## DATA SHOWN:
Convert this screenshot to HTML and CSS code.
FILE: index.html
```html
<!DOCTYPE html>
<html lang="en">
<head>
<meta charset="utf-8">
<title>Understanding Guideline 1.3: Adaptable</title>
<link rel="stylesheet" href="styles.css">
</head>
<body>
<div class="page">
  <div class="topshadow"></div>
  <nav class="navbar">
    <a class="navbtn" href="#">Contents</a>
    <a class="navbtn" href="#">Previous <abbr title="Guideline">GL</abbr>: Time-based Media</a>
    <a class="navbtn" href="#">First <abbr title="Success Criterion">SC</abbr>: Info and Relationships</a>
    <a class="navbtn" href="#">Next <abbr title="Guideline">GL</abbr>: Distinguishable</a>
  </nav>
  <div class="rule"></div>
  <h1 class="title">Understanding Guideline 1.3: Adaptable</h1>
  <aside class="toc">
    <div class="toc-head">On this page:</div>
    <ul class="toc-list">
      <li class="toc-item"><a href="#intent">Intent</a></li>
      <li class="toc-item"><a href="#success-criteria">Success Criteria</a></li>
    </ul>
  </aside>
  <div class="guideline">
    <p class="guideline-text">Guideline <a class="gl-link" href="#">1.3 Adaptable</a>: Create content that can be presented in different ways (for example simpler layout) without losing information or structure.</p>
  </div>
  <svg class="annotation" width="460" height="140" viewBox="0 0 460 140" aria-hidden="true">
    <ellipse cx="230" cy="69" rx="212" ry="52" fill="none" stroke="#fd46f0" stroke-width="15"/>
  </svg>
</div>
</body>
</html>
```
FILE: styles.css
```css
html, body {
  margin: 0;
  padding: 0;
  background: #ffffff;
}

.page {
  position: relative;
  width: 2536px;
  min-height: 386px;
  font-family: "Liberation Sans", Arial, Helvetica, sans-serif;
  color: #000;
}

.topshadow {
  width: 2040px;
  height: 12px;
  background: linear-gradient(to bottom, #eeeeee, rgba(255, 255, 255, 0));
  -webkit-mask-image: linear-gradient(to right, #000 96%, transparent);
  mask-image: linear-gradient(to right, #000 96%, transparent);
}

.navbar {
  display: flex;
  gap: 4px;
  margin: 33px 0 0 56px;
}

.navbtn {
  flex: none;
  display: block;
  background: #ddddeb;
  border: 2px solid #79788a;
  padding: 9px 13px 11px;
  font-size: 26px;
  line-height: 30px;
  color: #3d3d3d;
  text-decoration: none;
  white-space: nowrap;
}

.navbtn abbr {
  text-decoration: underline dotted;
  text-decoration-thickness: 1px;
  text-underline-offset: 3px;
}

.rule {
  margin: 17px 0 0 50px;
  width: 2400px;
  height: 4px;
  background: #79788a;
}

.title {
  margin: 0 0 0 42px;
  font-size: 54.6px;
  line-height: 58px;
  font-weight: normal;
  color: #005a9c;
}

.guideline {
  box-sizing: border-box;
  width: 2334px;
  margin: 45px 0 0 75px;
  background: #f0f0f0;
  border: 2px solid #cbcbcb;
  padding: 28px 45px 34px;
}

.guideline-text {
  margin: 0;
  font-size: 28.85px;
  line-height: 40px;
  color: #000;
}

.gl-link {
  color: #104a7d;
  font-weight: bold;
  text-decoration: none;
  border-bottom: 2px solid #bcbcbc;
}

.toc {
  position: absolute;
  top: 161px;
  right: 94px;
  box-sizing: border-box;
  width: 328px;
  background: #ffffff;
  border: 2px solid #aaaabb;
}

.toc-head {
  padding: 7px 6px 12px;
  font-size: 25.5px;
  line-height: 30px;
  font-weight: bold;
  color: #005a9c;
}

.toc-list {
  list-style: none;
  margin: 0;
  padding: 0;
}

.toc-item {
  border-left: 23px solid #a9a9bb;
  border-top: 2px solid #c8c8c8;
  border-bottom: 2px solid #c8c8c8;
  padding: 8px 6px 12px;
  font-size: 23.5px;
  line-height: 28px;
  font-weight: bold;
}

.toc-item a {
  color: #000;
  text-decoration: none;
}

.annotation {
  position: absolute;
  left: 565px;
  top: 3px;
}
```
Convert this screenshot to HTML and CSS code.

## THE EXERCISE:
Copy every line exactly. Leave nothing out.

## WORKED SOLUTION:
Convert this screenshot to HTML and CSS code.
FILE: index.html
```html
<!DOCTYPE html>
<html lang="en">
<head>
<meta charset="utf-8">
<title>Understanding Guideline 1.3: Adaptable</title>
<link rel="stylesheet" href="styles.css">
</head>
<body>
<div class="page">
  <div class="topshadow"></div>
  <nav class="navbar">
    <a class="navbtn" href="#">Contents</a>
    <a class="navbtn" href="#">Previous <abbr title="Guideline">GL</abbr>: Time-based Media</a>
    <a class="navbtn" href="#">First <abbr title="Success Criterion">SC</abbr>: Info and Relationships</a>
    <a class="navbtn" href="#">Next <abbr title="Guideline">GL</abbr>: Distinguishable</a>
  </nav>
  <div class="rule"></div>
  <h1 class="title">Understanding Guideline 1.3: Adaptable</h1>
  <aside class="toc">
    <div class="toc-head">On this page:</div>
    <ul class="toc-list">
      <li class="toc-item"><a href="#intent">Intent</a></li>
      <li class="toc-item"><a href="#success-criteria">Success Criteria</a></li>
    </ul>
  </aside>
  <div class="guideline">
    <p class="guideline-text">Guideline <a class="gl-link" href="#">1.3 Adaptable</a>: Create content that can be presented in different ways (for example simpler layout) without losing information or structure.</p>
  </div>
  <svg class="annotation" width="460" height="140" viewBox="0 0 460 140" aria-hidden="true">
    <ellipse cx="230" cy="69" rx="212" ry="52" fill="none" stroke="#fd46f0" stroke-width="15"/>
  </svg>
</div>
</body>
</html>
```
FILE: styles.css
```css
html, body {
  margin: 0;
  padding: 0;
  background: #ffffff;
}

.page {
  position: relative;
  width: 2536px;
  min-height: 386px;
  font-family: "Liberation Sans", Arial, Helvetica, sans-serif;
  color: #000;
}

.topshadow {
  width: 2040px;
  height: 12px;
  background: linear-gradient(to bottom, #eeeeee, rgba(255, 255, 255, 0));
  -webkit-mask-image: linear-gradient(to right, #000 96%, transparent);
  mask-image: linear-gradient(to right, #000 96%, transparent);
}

.navbar {
  display: flex;
  gap: 4px;
  margin: 33px 0 0 56px;
}

.navbtn {
  flex: none;
  display: block;
  background: #ddddeb;
  border: 2px solid #79788a;
  padding: 9px 13px 11px;
  font-size: 26px;
  line-height: 30px;
  color: #3d3d3d;
  text-decoration: none;
  white-space: nowrap;
}

.navbtn abbr {
  text-decoration: underline dotted;
  text-decoration-thickness: 1px;
  text-underline-offset: 3px;
}

.rule {
  margin: 17px 0 0 50px;
  width: 2400px;
  height: 4px;
  background: #79788a;
}

.title {
  margin: 0 0 0 42px;
  font-size: 54.6px;
  line-height: 58px;
  font-weight: normal;
  color: #005a9c;
}

.guideline {
  box-sizing: border-box;
  width: 2334px;
  margin: 45px 0 0 75px;
  background: #f0f0f0;
  border: 2px solid #cbcbcb;
  padding: 28px 45px 34px;
}

.guideline-text {
  margin: 0;
  font-size: 28.85px;
  line-height: 40px;
  color: #000;
}

.gl-link {
  color: #104a7d;
  font-weight: bold;
  text-decoration: none;
  border-bottom: 2px solid #bcbcbc;
}

.toc {
  position: absolute;
  top: 161px;
  right: 94px;
  box-sizing: border-box;
  width: 328px;
  background: #ffffff;
  border: 2px solid #aaaabb;
}

.toc-head {
  padding: 7px 6px 12px;
  font-size: 25.5px;
  line-height: 30px;
  font-weight: bold;
  color: #005a9c;
}

.toc-list {
  list-style: none;
  margin: 0;
  padding: 0;
}

.toc-item {
  border-left: 23px solid #a9a9bb;
  border-top: 2px solid #c8c8c8;
  border-bottom: 2px solid #c8c8c8;
  padding: 8px 6px 12px;
  font-size: 23.5px;
  line-height: 28px;
  font-weight: bold;
}

.toc-item a {
  color: #000;
  text-decoration: none;
}

.annotation {
  position: absolute;
  left: 565px;
  top: 3px;
}
```
Convert this screenshot to HTML and CSS code.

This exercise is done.